Site information
- Type: Army Base

Location
- Coordinates: 12°00′43″N 107°43′40″E﻿ / ﻿12.012°N 107.7277°E

Site history
- Built: 1966
- In use: 1966-75
- Battles/wars: Vietnam War

Garrison information
- Occupants: 5th Special Forces Group South Vietnamese Regional Force

= Gia Nghĩa Camp =

Gia Nghĩa Camp (also known as Gia Nghĩa Special Forces Camp) is a former U.S. Army and Army of the Republic of Vietnam (ARVN) base east of Gia Nghĩa, Dak Nong Province, in the Central Highlands of Vietnam.

==History==
The 5th Special Forces Group first established a base here in 1966. The base was located 5 km east of Gia Nghĩa.

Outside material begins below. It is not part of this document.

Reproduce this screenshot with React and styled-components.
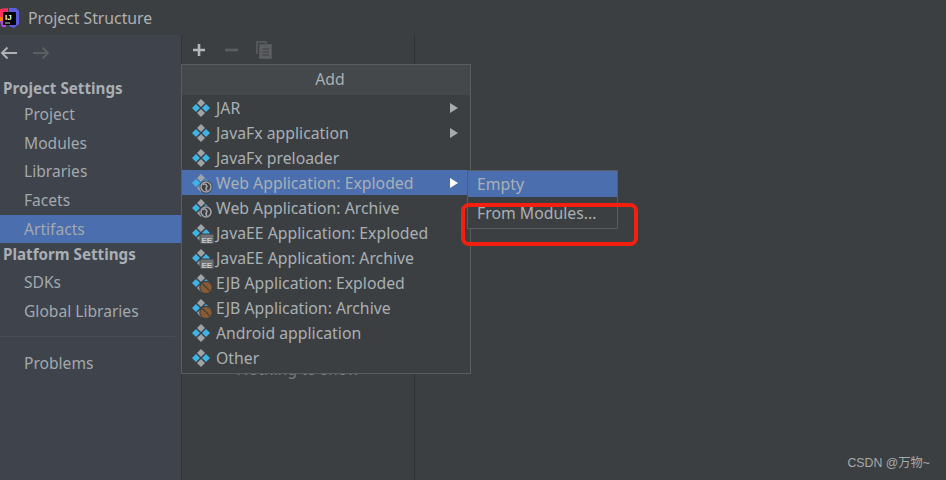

Advisory Team 32, Military Assistance Command, Vietnam was based at Gia Nghĩa.

On 12 February 1968, Bell UH-1H Iroquois #66-17027 crashed on a night medevac mission to Gia Nghĩa, the four crewmen were missing presumed killed.

On 17 December 1969 a USAF Fairchild C-123K Provider #55-4562 crashed on landing at Gia Nghĩa resulting in one fatality.

On 22 March 1975 Gia Nghĩa came under artillery and then ground attack from the PAVN 271B Regiment, after two days of fighting the PAVN captured the town.

==Current use==
The base has been turned over to farmland.